Almost always at on the top end of the sales charts since the Prado 90 series arrived here in 1996, we have now reached the third-generation of Prado for the Australian market, the 150 series.
Some of the specs are not flattering for the latest Prado – it has lost fuel capacity (down from 180 litres to 150 litres) and reduced seating capacity (down from eight seats to seven) yet it is still heavier than the model it replaces – by about 200kg.
Mind you, if you read the Kakadu’s standard list of new high-tech off-road features, it goes some way to explain why the Prado has put on a bit of beef.
Crawl control (which allows the driver to select pre-determined set speeds for off-road driving), four-camera Multi-Terrain Monitor (MTM) (giving a wide-angle view of the area immediately surrounding the vehicle from the central screen), rear diff lock, adjustable front and rear dampers plus air rear suspension and Multi-Terrain Select, which allows the driver to select from different settings for off-road driving, similar to Land Rover’s Terrain Response modes.
The rest of the Kakadu’s equipment list is as you would expect for a $90k-plus vehicle: sunroof, touch-screen Satnav, 14-speaker Pioneer audio with DVD multi-changer, ceiling-mounted rear DVD screen and so on.
Although Toyota’s reputation for gold-plated quality has become tarnished of late, there is no evidence of poor workmanship with the premium Prado.
The paint, panels and interior fittings looking like they were applied properly and made of good quality materials.
The Toyota Prado has what the car-company marketing departments call ‘command driving position’ down pat. You are perched up there like a commander of a boat looking out to sea. The analogy is a little unfortunate with SUVs, because many of them handle like a boat and are most likely to be seen stuck in a sea of traffic.

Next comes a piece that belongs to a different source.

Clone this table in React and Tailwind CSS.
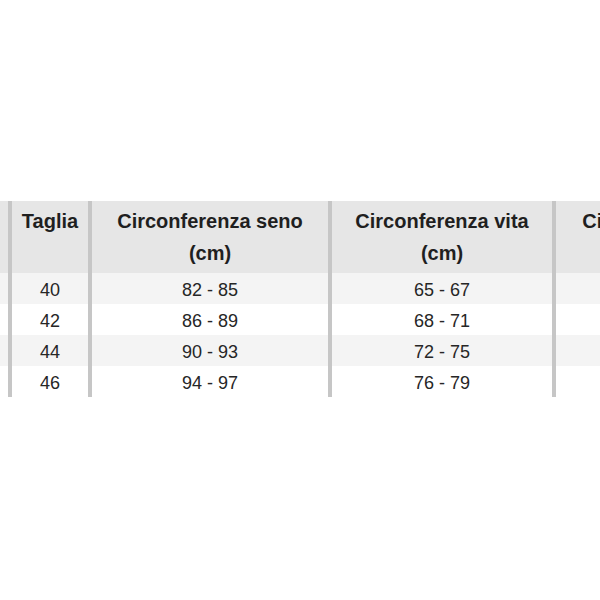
const headers = ['', 'Taglia', 'Circonferenza seno (cm)', 'Circonferenza vita (cm)', 'Circonferenza fianchi (cm)'];
const widths = ['w-[8px]', 'w-[76px]', 'w-[236px]', 'w-[220px]', 'w-[256px]'];

const rows = [
  ['', '40', '82 - 85', '65 - 67', ''],
  ['', '42', '86 - 89', '68 - 71', ''],
  ['', '44', '90 - 93', '72 - 75', ''],
  ['', '46', '94 - 97', '76 - 79', ''],
];

function Sep() {
  return <div className="w-[4px] shrink-0 bg-[#c6c6c6]" />;
}

export default function App() {
  return (
    <div
      className="w-[600px] h-[600px] overflow-hidden bg-white pt-[201px]"
      style={{ fontFamily: '"Liberation Sans", Arial, sans-serif' }}
    >
      <div className="flex flex-col w-[820px]">
        {/* Header */}
        <div className="flex h-[72px] bg-[#e6e6e6]">
          {headers.map((h, i) => (
            <div key={i} className="flex">
              {i > 0 && <Sep />}
              <div
                className={`${widths[i]} shrink-0 pt-[4px] text-center text-[20px] leading-[32px] font-bold text-[#1f1f1f] whitespace-nowrap`}
              >
                {h.includes('(cm)') ? (
                  <>
                    {h.replace(' (cm)', '')}
                    <br />
                    (cm)
                  </>
                ) : (
                  h
                )}
              </div>
            </div>
          ))}
        </div>

        {/* Body */}
        {rows.map((r, ri) => (
          <div key={ri} className={`flex h-[31px] ${ri % 2 === 0 ? 'bg-[#f4f4f4]' : 'bg-white'}`}>
            {r.map((c, i) => (
              <div key={i} className="flex">
                {i > 0 && <Sep />}
                <div
                  className={`${widths[i]} shrink-0 flex items-center justify-center pt-[3px] text-[18px] text-[#262626]`}
                >
                  {c}
                </div>
              </div>
            ))}
          </div>
        ))}
      </div>
    </div>
  );
}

So the driver will find the Prado easy to see out of to the front and sides – and with large side mirrors, to the rear but there is little point looking out the back window when backing up – except to orientate yourself – because you won’t see anything remotely close.

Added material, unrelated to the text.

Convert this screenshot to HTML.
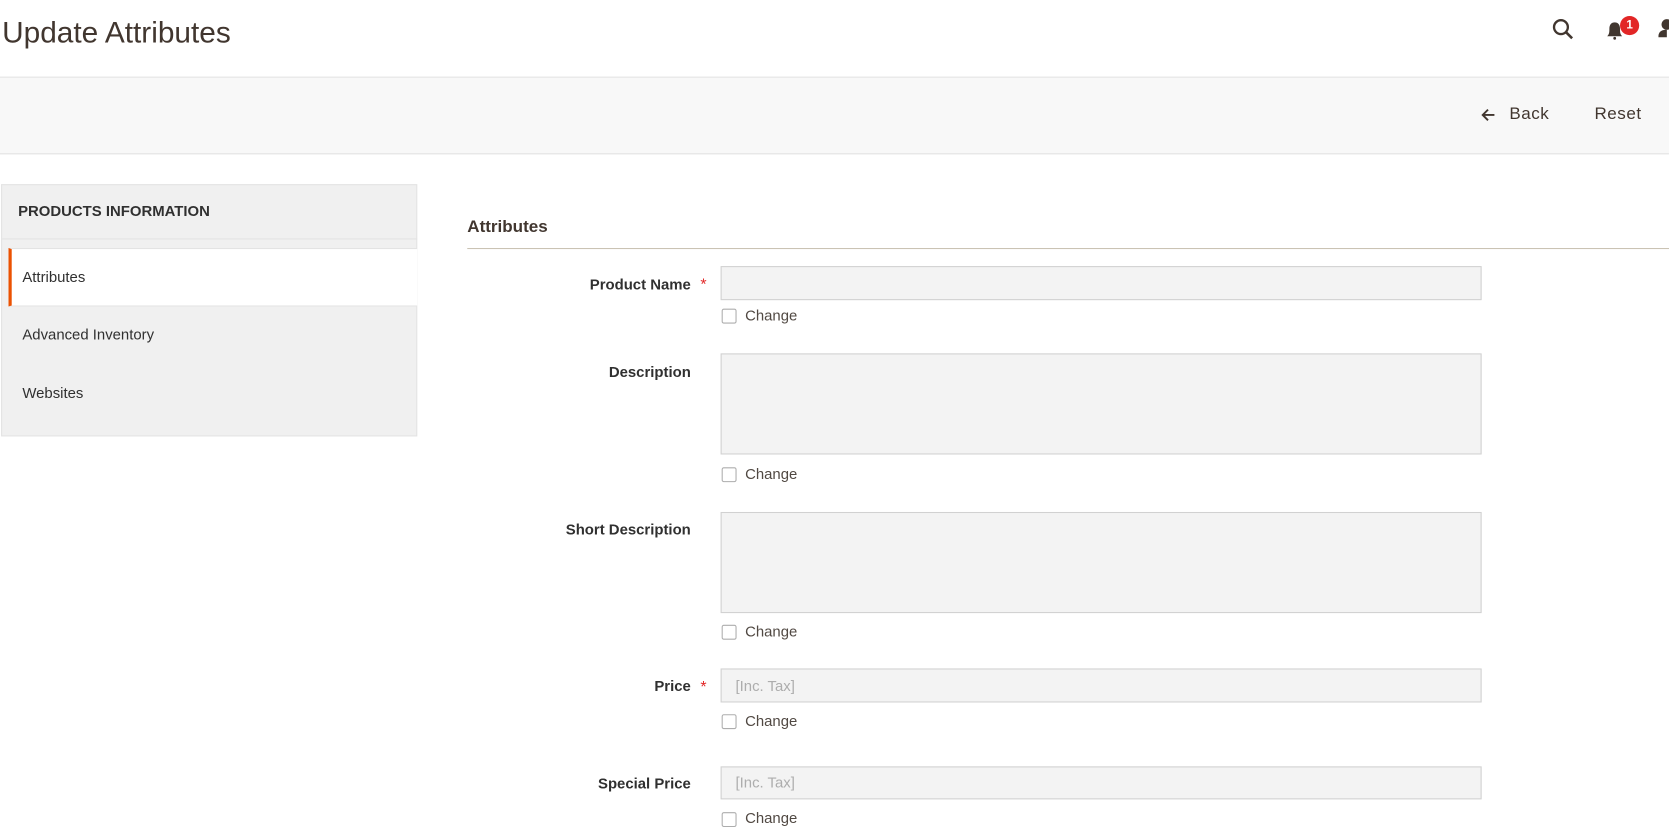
<!DOCTYPE html>
<html><head><meta charset="utf-8"><style>
*{box-sizing:border-box;margin:0;padding:0}
html,body{width:1669px;height:828px;overflow:hidden;background:#fff}
body{font-family:"Liberation Sans",Arial,sans-serif;color:#303030;position:relative}
#w{position:absolute;left:0;top:0;width:1568px;height:778px;transform:scale(1.0644);transform-origin:0 0}
.a{position:absolute}
.lbl{position:absolute;right:919px;font-size:14px;font-weight:bold;color:#303030;text-align:right;white-space:nowrap}
.star{position:absolute;left:658px;color:#e22626;font-size:15px}
.inp{position:absolute;left:677px;width:715px;background:#f3f3f3;border:1px solid #d1d1d1;font-size:14px;color:#adadad;padding-left:13px}
.cb{position:absolute;left:678px;width:14px;height:14px;border:1px solid #adadad;border-radius:2px;background:#fff}
.ch{position:absolute;left:700px;font-size:14px;color:#514943}
</style></head><body><div id="w">
<div class="a" style="left:2px;top:15px;font-size:28px;color:#41362f">Update Attributes</div>
<svg class="a" style="left:1457px;top:16px" width="24" height="24" viewBox="0 0 24 24"><circle cx="9.5" cy="9.5" r="6.5" fill="none" stroke="#41362f" stroke-width="2.2"/><path d="M14.5 14.5L20 20" stroke="#41362f" stroke-width="2.4"/></svg>
<svg class="a" style="left:1508px;top:18px" width="18" height="20" viewBox="0 0 18 20"><path d="M2 16C4 14 4 12 4 9C4 5 6 3 9 3C12 3 14 5 14 9C14 12 14 14 16 16Z" fill="#41362f"/><circle cx="9" cy="18" r="1.3" fill="#41362f"/></svg>
<div class="a" style="left:1522px;top:15px;width:18px;height:18px;border-radius:50%;background:#e22626;color:#fff;font-size:11px;font-weight:bold;text-align:center;line-height:18px">1</div>
<svg class="a" style="left:1558px;top:17px" width="12" height="20" viewBox="0 0 12 20"><circle cx="8" cy="6" r="5" fill="#41362f"/><path d="M0 18C0 12 4 11 8 11V18Z" fill="#41362f"/></svg>
<div class="a" style="left:0;top:72px;width:1568px;height:73px;background:#f8f8f8;border-top:1px solid #e3e3e3;border-bottom:1px solid #e3e3e3"></div>
<svg class="a" style="left:1391px;top:101px" width="14" height="14" viewBox="0 0 14 14"><path d="M13 7H2M7 2L2 7L7 12" fill="none" stroke="#41362f" stroke-width="1.8"/></svg>
<div class="a" style="left:1418px;top:99px;font-size:16px;color:#41362f;letter-spacing:.5px">Back</div>
<div class="a" style="left:1498px;top:99px;font-size:16px;color:#41362f;letter-spacing:.5px">Reset</div>
<div class="a" style="left:1px;top:173px;width:391px;height:237px;background:#f0f0f0;border:1px solid #e3e3e3"></div>
<div class="a" style="left:1px;top:224px;width:391px;height:1px;background:#e3e3e3"></div>
<div class="a" style="left:17px;top:190px;font-size:14px;font-weight:bold;color:#303030">PRODUCTS INFORMATION</div>
<div class="a" style="left:8px;top:233px;width:384px;height:55px;background:#fff;border-top:1px solid #e3e3e3;border-bottom:1px solid #e3e3e3;border-left:3px solid #eb5202"></div>
<div class="a" style="left:21px;top:252px;font-size:14px;color:#303030">Attributes</div>
<div class="a" style="left:21px;top:306px;font-size:14px;color:#303030">Advanced Inventory</div>
<div class="a" style="left:21px;top:361px;font-size:14px;color:#303030">Websites</div>
<div class="a" style="left:439px;top:205px;font-size:16px;font-weight:bold;color:#41362f">Attributes</div>
<div class="a" style="left:439px;top:233px;width:1130px;height:1px;background:#cac3b4"></div>

<div class="lbl" style="top:259px">Product Name</div><div class="star" style="top:259px">*</div>
<div class="inp" style="top:250px;height:32px"></div>
<div class="cb" style="top:290px"></div><div class="ch" style="top:288px">Change</div>

<div class="lbl" style="top:341px">Description</div>
<div class="inp" style="top:332px;height:95px"></div>
<div class="cb" style="top:439px"></div><div class="ch" style="top:437px">Change</div>

<div class="lbl" style="top:489px">Short Description</div>
<div class="inp" style="top:481px;height:95px"></div>
<div class="cb" style="top:587px"></div><div class="ch" style="top:585px">Change</div>

<div class="lbl" style="top:636px">Price</div><div class="star" style="top:637px">*</div>
<div class="inp" style="top:628px;height:32px;line-height:30px">[Inc. Tax]</div>
<div class="cb" style="top:671px"></div><div class="ch" style="top:669px">Change</div>

<div class="lbl" style="top:728px">Special Price</div>
<div class="inp" style="top:720px;height:31px;line-height:29px">[Inc. Tax]</div>
<div class="cb" style="top:763px"></div><div class="ch" style="top:760px">Change</div>
</div></body></html>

Lucky then that the Kakadu has a rear-vision camera as standard, taking out the guess work of reverse parking.
The front seats are comfortable, although covered in slippery, smooth-texture leather and with a flat seat base. Yet the seatback has ample lateral support and you can cover long distances in the Kakadu’s pews before you start to shift uncomfortably in your seat.

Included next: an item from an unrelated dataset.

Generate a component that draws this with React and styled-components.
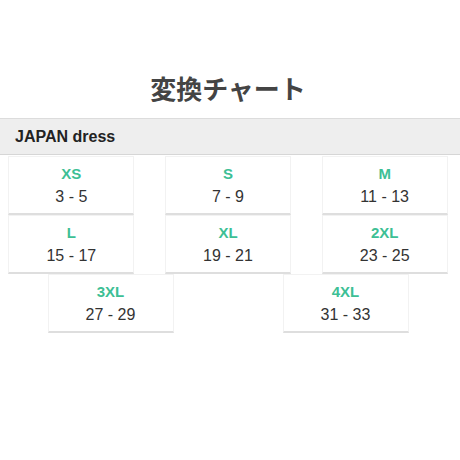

Space in the second row seat area is generous with the seat slide set back and while a little flat in the cushion it will accommodate three adults with a fair degree of comfort. For pre-teen children there is ample room for three child seats, and anchor points are well positioned in the cargo floor.
Getting into the third row involves some gymnastics for adults – not unusual for this class of vehicle – but kids will have no problems getting in.
The cargo area is a useful, squared off space but Toyota’s continued use of ‘military style’ spare wheel fitment on a side-swinging tailgate is fast becoming old fashioned. Sorry Toyota, but the SUV world has well and truly moved on to horizontal split or lift-up one piece tailgates.
The 1KD-FTV 3.0-litre turbo-diesel is smooth and subdued once warmed up, lacking the gravelly timbre of some diesels.
Around the suburbs, the 3.0-litre is unremarkable. However, while the initial launch feel is crisp when taking off at a relaxed pace, it does not really get much better if you are in a hurry and make full use of the accelerator until around 2000rpm. Typical turbo lag, but there are other SUVs that mask this trait far better.
The Prado’s mid-range torque is good, especially at low to middling speeds. Up a long freeway hill while laden, the diesel does not feel quite so strong.
The five-speed automatic is much the same as in the 120 series, in that it has assertive if not smooth gearshifts, but the calibration appears to have changed in the 150 series to improve fuel consumption. The torque converter locks up too readily and this leads to a frustrating gearshift shuffle if cruising in terrain that would not occur in the 120 series.
The Prado doesn’t handle quite as well as some of its luxury SUV competitors such as the Volkswagen Touareg or Land Rover Discovery 4.
Despite the Kakadu’s adjustable damper settings and air rear springs, it doesn’t have the focus of its competitors and its live rear axle while beneficial for off-roading and towing – does not help on-road ride quality.
Steering is light and it is reasonably direct – in that it won’t wander within a given lane – but without much feedback during cornering. Loads of understeer is the order of the day with Prado
Fuel consumption stayed below 9.0L/100km on a freeway cruise and reached 11.3L/100km during around-town driving.
We can’t help but feel that Toyota saw what Land Rover had done with electronic off-road aids in Discovery 3 and decided to better it when they drew up the development brief for the 150 series.
This may well have been achieved – the jury is still out on that one – but if so it has come at the cost of any real advancement in powertrain or chassis development. It’s a step forward for Prado, but not a step forward for SUV development overall.